— Begin —

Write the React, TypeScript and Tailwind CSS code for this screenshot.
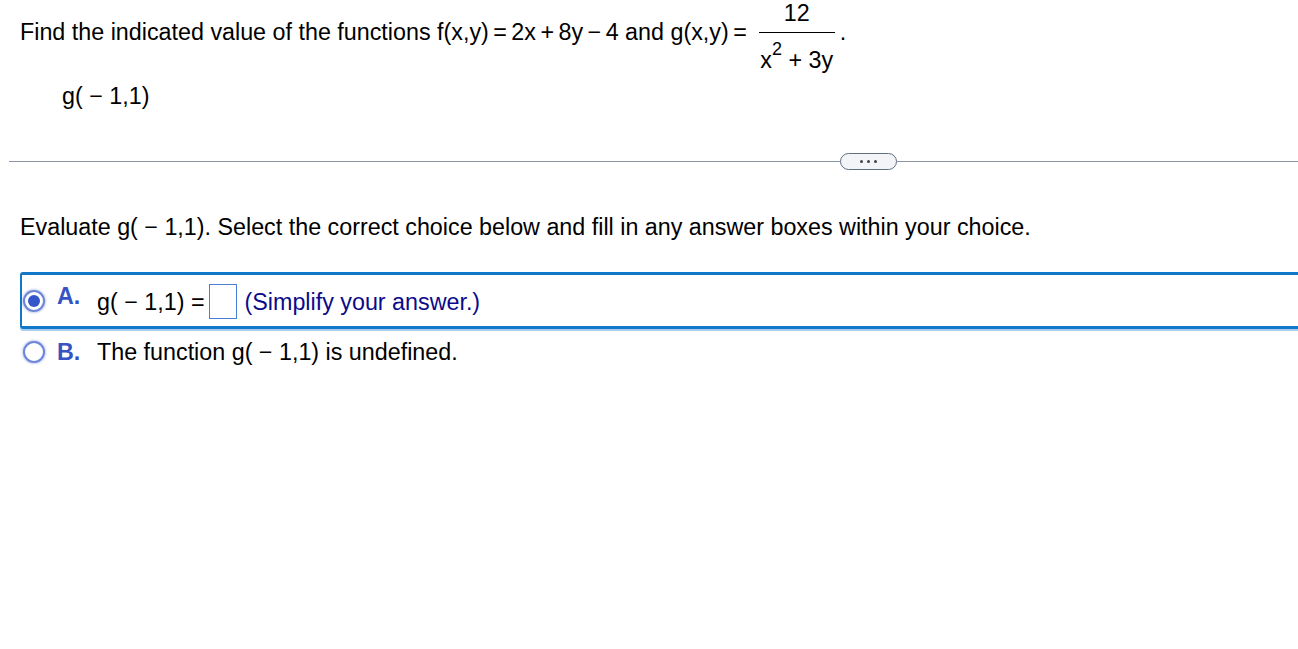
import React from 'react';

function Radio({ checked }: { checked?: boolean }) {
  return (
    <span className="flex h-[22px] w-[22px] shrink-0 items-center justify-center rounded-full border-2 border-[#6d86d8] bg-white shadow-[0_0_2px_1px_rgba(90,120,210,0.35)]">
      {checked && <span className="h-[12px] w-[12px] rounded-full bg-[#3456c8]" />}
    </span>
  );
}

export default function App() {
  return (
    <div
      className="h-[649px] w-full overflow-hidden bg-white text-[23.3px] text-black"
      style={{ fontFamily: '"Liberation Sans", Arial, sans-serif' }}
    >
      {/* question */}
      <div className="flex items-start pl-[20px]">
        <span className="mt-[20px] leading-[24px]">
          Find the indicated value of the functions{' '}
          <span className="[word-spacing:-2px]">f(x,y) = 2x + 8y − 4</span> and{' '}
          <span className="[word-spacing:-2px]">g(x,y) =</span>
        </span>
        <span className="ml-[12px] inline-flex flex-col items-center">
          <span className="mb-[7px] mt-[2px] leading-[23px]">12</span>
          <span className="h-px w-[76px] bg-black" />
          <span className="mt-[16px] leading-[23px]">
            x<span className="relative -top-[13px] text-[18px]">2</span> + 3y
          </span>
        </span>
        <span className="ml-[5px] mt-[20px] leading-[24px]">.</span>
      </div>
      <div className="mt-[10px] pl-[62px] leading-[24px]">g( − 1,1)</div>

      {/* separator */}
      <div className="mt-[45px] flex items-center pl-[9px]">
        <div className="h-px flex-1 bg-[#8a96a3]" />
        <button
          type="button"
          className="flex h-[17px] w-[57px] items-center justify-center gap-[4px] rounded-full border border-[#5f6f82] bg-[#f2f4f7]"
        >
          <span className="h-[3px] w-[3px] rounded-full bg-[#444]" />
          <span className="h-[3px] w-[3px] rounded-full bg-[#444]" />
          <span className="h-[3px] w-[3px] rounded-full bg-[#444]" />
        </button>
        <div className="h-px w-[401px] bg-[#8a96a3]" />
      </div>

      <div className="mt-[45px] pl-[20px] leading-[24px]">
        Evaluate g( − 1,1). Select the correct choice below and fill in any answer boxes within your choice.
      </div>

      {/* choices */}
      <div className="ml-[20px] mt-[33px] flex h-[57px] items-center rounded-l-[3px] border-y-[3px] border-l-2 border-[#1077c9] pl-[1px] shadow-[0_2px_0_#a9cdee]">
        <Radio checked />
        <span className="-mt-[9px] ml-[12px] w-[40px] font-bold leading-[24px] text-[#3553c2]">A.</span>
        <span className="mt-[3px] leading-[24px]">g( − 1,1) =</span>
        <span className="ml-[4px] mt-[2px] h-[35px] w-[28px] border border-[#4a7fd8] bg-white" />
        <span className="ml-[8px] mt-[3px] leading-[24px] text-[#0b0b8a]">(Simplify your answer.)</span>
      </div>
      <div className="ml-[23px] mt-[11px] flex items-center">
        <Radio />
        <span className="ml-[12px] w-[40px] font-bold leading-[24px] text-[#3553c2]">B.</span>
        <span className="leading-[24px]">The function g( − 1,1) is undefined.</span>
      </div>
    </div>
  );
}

— End —

WHAT YOU HAVE TO DO: Quote, please, every line of the material above from its start through the line that has "import React from 'react';", reproducing the words exactly and dropping any images.

SOLUTION:
Write the React, TypeScript and Tailwind CSS code for this screenshot.
import React from 'react';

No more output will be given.